All of which made going to work each day a joy for the filmmaker. Woolf isn’t just Button’s favorite writer, she also wrote her college dissertation about her, so bringing her love, affection, and most of all knowledge to a project that is to a large extent centered around the literary icon was nothing less than a dream come true. “Absolutely,” proclaims the director. “Each day was a challenge, but it was also really exciting. I was getting to spend time with Virginia Woolf. What could be better than that?”

One of the great challenges of the project was to ensure that Vita Sackville-West was an equal presence to her more historically revered fellow author. “That was a challenge,” admits Button, “but it was a challenge I think we were all excited to meet. I wanted to make sure this film was more than just a dry biographical history lesson. We needed Vita to be her own woman and not just a bunch of footnotes describing her historical importance. She was a strong, intelligent woman who was, like Virginia, well ahead of her time. She was a wife. She was a mother. She had her own domineering mother who made life oftentimes difficult. She freely walked amongst a wide variety of social circles and had numerous lovers. I think Gemma was thrilled at the challenge of bringing Vita to life. We worked very hard to make sure she was a three-dimensional woman.

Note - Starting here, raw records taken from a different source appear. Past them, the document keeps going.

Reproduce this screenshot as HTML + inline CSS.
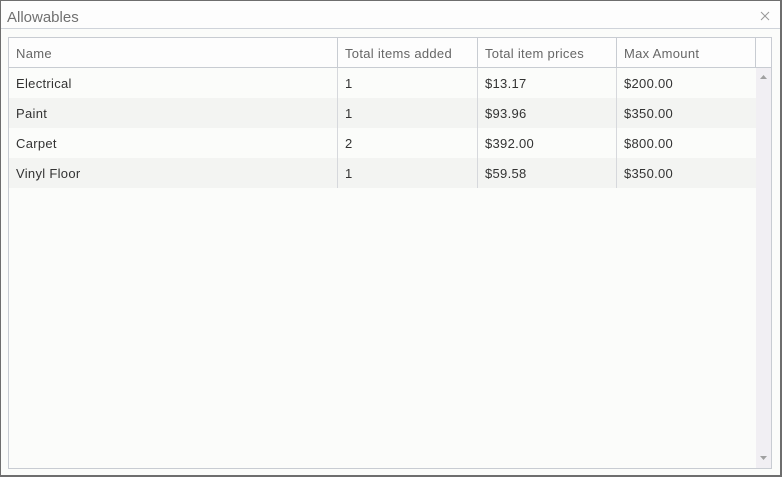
<!DOCTYPE html>
<html><head><style>
*{margin:0;padding:0;box-sizing:border-box}
body{width:782px;height:477px;background:#fff;font-family:"Liberation Sans","DejaVu Sans",sans-serif;font-size:13px;letter-spacing:0.3px;color:#333;overflow:hidden}
.win{position:absolute;left:0;top:0;width:782px;height:477px;border:1px solid #6e6e6e;border-bottom-width:2px;border-right-width:2px;background:#fbfcfa}
.title{position:absolute;left:0;top:0;width:779px;height:28px;border-bottom:1px solid #cfd3da;background:#fdfdfd}
.title span{position:absolute;left:6px;top:8px;font-size:15px;letter-spacing:0;color:#707070}
.x{position:absolute;left:759px;top:10px;width:10px;height:10px}
.grid{position:absolute;left:7px;top:36px;width:764px;height:432px;border:1px solid #c8ccd2;background:#fbfcfa}
.hdr{position:absolute;left:0;top:0;width:762px;height:30px;border-bottom:1px solid #c8ccd2;background:#fdfdfd}
.c{position:absolute;top:0;height:30px;line-height:32px;padding-left:7px;color:#333;white-space:nowrap}
.hdr .c{color:#666;border-right:1px solid #c8ccd2}
.row{position:absolute;left:0;width:747px;height:30px}
.row .c{border-right:1px solid #d6d8dc}
.alt{background:#f3f4f2}
.sb{position:absolute;left:747px;top:30px;width:15px;height:400px;background:#f1eff3}
</style></head><body>
<div class="win">
<div class="title"><span>Allowables</span>
<svg class="x" viewBox="0 0 10 10"><path d="M1 1L9 9M9 1L1 9" stroke="#999" stroke-width="1"/></svg></div>
<div class="grid">
<div class="hdr">
<div class="c" style="left:0;width:329px">Name</div>
<div class="c" style="left:329px;width:140px">Total items added</div>
<div class="c" style="left:469px;width:139px">Total item prices</div>
<div class="c" style="left:608px;width:139px">Max Amount</div>
</div>
<div class="row" style="top:30px"><div class="c" style="left:0;width:329px">Electrical</div><div class="c" style="left:329px;width:140px">1</div><div class="c" style="left:469px;width:139px">$13.17</div><div class="c" style="left:608px;width:139px;border:none">$200.00</div></div>
<div class="row alt" style="top:60px"><div class="c" style="left:0;width:329px">Paint</div><div class="c" style="left:329px;width:140px">1</div><div class="c" style="left:469px;width:139px">$93.96</div><div class="c" style="left:608px;width:139px;border:none">$350.00</div></div>
<div class="row" style="top:90px"><div class="c" style="left:0;width:329px">Carpet</div><div class="c" style="left:329px;width:140px">2</div><div class="c" style="left:469px;width:139px">$392.00</div><div class="c" style="left:608px;width:139px;border:none">$800.00</div></div>
<div class="row alt" style="top:120px"><div class="c" style="left:0;width:329px">Vinyl Floor</div><div class="c" style="left:329px;width:140px">1</div><div class="c" style="left:469px;width:139px">$59.58</div><div class="c" style="left:608px;width:139px;border:none">$350.00</div></div>
<div class="sb">
<svg style="position:absolute;left:4px;top:7px" width="7" height="4"><path d="M0 4L3.5 0L7 4Z" fill="#a0a0a0"/></svg>
<svg style="position:absolute;left:4px;top:388px" width="7" height="4"><path d="M0 0L7 0L3.5 4Z" fill="#a0a0a0"/></svg>
</div>
</div>
</div>
</body></html>
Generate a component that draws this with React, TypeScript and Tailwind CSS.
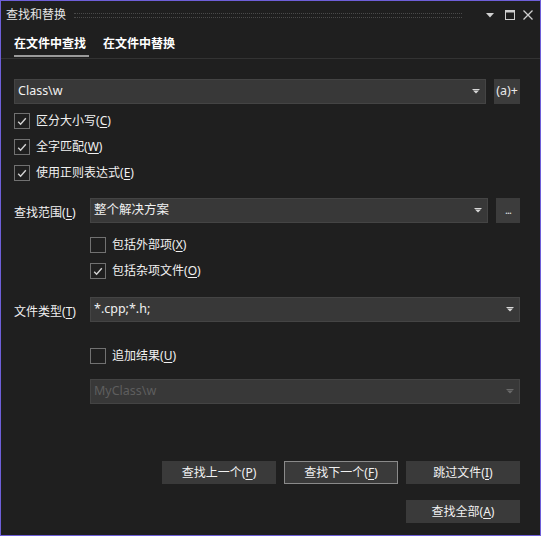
import React from 'react';

const FONT = { fontFamily: '"Segoe UI", "Noto Sans", "Noto Sans CJK SC", sans-serif' };

// mnemonic label: "区分大小写" + underlined key in parentheses
const Label: React.FC<{ text: string; k: string }> = ({ text, k }) => (
  <span className="text-[12px] text-[#f1f1f1] leading-none whitespace-nowrap">
    {text}(<u className="underline-offset-2">{k}</u>)
  </span>
);

const Arrow: React.FC<{ dim?: boolean }> = ({ dim }) => (
  <svg width="8" height="5" viewBox="0 0 8 5" className="shrink-0">
    <rect x="0.5" y="0" width="7" height="1" fill={dim ? '#6a6a6a' : '#d8d8d8'} />
    <path d="M1 1.5h6L4 4.5z" fill={dim ? '#6a6a6a' : '#d8d8d8'} />
  </svg>
);

const Combo: React.FC<{ value: string; disabled?: boolean; className?: string }> = ({ value, disabled, className }) => (
  <div
    className={`h-[25px] flex items-center justify-between pl-[3px] pr-[5px] border border-[#444] bg-[#383838] ${className ?? ''}`}
  >
    <span className={`text-[12.5px] leading-none ${disabled ? 'text-[#5e5e5e]' : 'text-[#f1f1f1]'}`}>{value}</span>
    <Arrow dim={disabled} />
  </div>
);

const Check: React.FC<{ checked?: boolean; text: string; k: string }> = ({ checked, text, k }) => (
  <div className="h-[26px] flex items-center gap-[6px]">
    <div className="w-[16px] h-[16px] border border-[#717171] flex items-center justify-center">
      {checked && (
        <svg width="10" height="9" viewBox="0 0 10 9">
          <path d="M1.2 4.8 3.6 7.2 8.8 1.3" stroke="#d4d4d4" strokeWidth="1.4" fill="none" />
        </svg>
      )}
    </div>
    <Label text={text} k={k} />
  </div>
);

const Button: React.FC<{ text: string; k: string; focused?: boolean }> = ({ text, k, focused }) => (
  <div
    className={`w-[114px] h-[23px] flex items-center justify-center bg-[#3a3a3a] ${focused ? 'border border-[#8a8a8a] bg-[#1f1f1f]' : ''}`}
  >
    <Label text={text} k={k} />
  </div>
);

export default function App() {
  return (
    <div style={FONT} className="w-[541px] h-[536px] bg-[#1f1f1f] border border-[#6e5fd8] flex flex-col">
      {/* title bar */}
      <div className="h-[28px] flex items-center pl-[5px] pr-[7px] shrink-0">
        <span className="text-[12px] text-[#e6e6e6] leading-none">查找和替换</span>
        <div className="flex-1 ml-[8px] mr-[24px] h-[5px] border-y border-dotted border-[#4a4a4a]" />
        <svg width="9" height="5" viewBox="0 0 9 5" className="mr-[10px]">
          <path d="M0 0h8L4 4.5z" fill="#d0d0d0" />
        </svg>
        <svg width="10" height="10" viewBox="0 0 10 10" className="mr-[8px]">
          <rect x="0.5" y="0.5" width="9" height="9" stroke="#d0d0d0" fill="none" />
          <rect x="0" y="0" width="10" height="2.5" fill="#d0d0d0" />
        </svg>
        <svg width="10" height="10" viewBox="0 0 10 10">
          <path d="M0.5 0.5l9 9M9.5 0.5l-9 9" stroke="#d0d0d0" strokeWidth="1.3" />
        </svg>
      </div>

      {/* tabs */}
      <div className="h-[30px] flex items-stretch gap-[17px] pl-[13px] border-b border-[#333] shrink-0">
        <div className="flex flex-col justify-center relative">
          <span className="text-[12px] font-bold text-white leading-none">在文件中查找</span>
          <div className="absolute left-0 right-[-3px] bottom-[1px] h-[2px] bg-[#9a9a9a]" />
        </div>
        <div className="flex flex-col justify-center">
          <span className="text-[12px] font-bold text-white leading-none">在文件中替换</span>
        </div>
      </div>

      <div className="flex flex-col pl-[13px] pr-[20px] flex-1">
        {/* find what */}
        <div className="mt-[20px] flex gap-[8px]">
          <Combo value="Class\w" className="flex-1" />
          <div className="w-[26px] h-[25px] bg-[#3c3c3c] flex items-center justify-center text-[12.5px] text-[#e8e8e8]">
            (a)+
          </div>
        </div>

        <div className="mt-[4px] flex flex-col">
          <Check checked text="区分大小写" k="C" />
          <Check checked text="全字匹配" k="W" />
          <Check checked text="使用正则表达式" k="E" />
        </div>

        {/* look in */}
        <div className="mt-[12px] flex items-center">
          <div className="w-[76px]">
            <Label text="查找范围" k="L" />
          </div>
          <Combo value="整个解决方案" className="flex-1" />
          <div className="ml-[8px] w-[24px] h-[25px] bg-[#3c3c3c] flex items-end justify-center pb-[8px]">
            <span className="text-[11px] text-[#e0e0e0] leading-none tracking-[-1px]">...</span>
          </div>
        </div>

        <div className="mt-[9px] ml-[76px] flex flex-col">
          <Check text="包括外部项" k="X" />
          <Check checked text="包括杂项文件" k="O" />
        </div>

        {/* file types */}
        <div className="mt-[13px] flex items-center">
          <div className="w-[76px]">
            <Label text="文件类型" k="T" />
          </div>
          <Combo value="*.cpp;*.h;" className="flex-1" />
        </div>

        <div className="mt-[21px] ml-[76px]">
          <Check text="追加结果" k="U" />
        </div>
        <div className="mt-[10px] ml-[76px]">
          <Combo value="MyClass\w" disabled />
        </div>

        {/* actions */}
        <div className="mt-auto mb-[12px] flex flex-col items-end gap-[16px]">
          <div className="flex gap-[8px]">
            <Button text="查找上一个" k="P" />
            <Button text="查找下一个" k="F" focused />
            <Button text="跳过文件" k="I" />
          </div>
          <Button text="查找全部" k="A" />
        </div>
      </div>
    </div>
  );
}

Vita & Virginia (2018) | PHOTO: IFC Films

“But you are right. Virginia is the more historically well-known figure. What people do not know is that, during this period of the 1920s, Vita was the best-selling author. Virginia was the underdog. I think this movie and this story, they provide the perfect opportunity to educate the public on just who these women were and what the world at that time was like for both of them.”

While Arterton was always going to be playing Vita, the actor that would share the screen with her as Virginia was initially something of a question mark. “It took a little time to find our Virginia,” says Button. “But once Elizabeth came aboard, she grabbed the character with both hands and then refused to let go. She’s just so bold and brilliant. I found myself captivated by her fearlessness.”

What is most striking about Debicki’s performance is the transformative physicality of it. There are moments where Woolf towers above everyone in the film, her imposing presence feeling as if it is filling the entirety of the frame. But then there are other instances where it is like she dissolves into something akin to invisible insignificance. There is a constant fluctuation in power that happens between Debicki and Arterton that’s close to extraordinary, and as such it is difficult not to wonder who the two were able to make these transitions appear to so naturally effortless.

“You’d have to ask Gemma and Elizabeth about how they were able to do that,” says Button. “They are both just so incredibly skilled. Their physicality is so different. The standards of conventional beauty that people use to define them are as equally different. But they refuse to bow to any sort of convention. They defy it. They are beautiful and smart in their own unique way, both inside and out. It’s fascinating to watch two incredible women with so different energies work together with such passionate conviction. They were always so conscious of what the other was bringing to the movie. I think it shows in their performances.”

Performances that, at least in the case of Virginia Woolf, were not augmented by prosthetic makeup effects as they oftentimes have been in previous films about the author, pictures like 2002’s The Hours which won Nicole Kidman an Academy Award for Best Actress. “I’m not a fan of prosthetics,” states the director emphatically. “Under most circumstances, I’m not a fan of physically changing or augmenting and actor for a role. This is their interpretation of a character. I don’t want impersonation. I want to give the actor the permission to act. And I knew Elizabeth could play Virginia without my slapping a new nose on her face to allow her to more match historical photographs.”

Vita & Virginia (2018) | PHOTO: IFC Films

As challenging as the material might be, Button is still excited for general audiences to finally get the opportunity to give Vita & Virginia a look. “I hope they are moved by the film,” she says candidly. “These women had a mature and complicated relationship. They were equals, collaborators, friends and lovers. This was a moment in their lives, one that made a massive impression upon both of them.

“For Virginia, their relationship almost overwhelmed her. She was so brilliant. Such a genius. But she was also quite fragile. This is an instance where Virginia was able to overcome the emotional and psychological obstacles that sat in front of her and wrote a work of brilliance that has stood the test of time. I think audiences can relate to that. I think they will be able to relate to a person overcoming these feeling of being emotionally overwhelmed. I find Vita and Virginia’s story to be very moving. I hope audiences will feel the same.”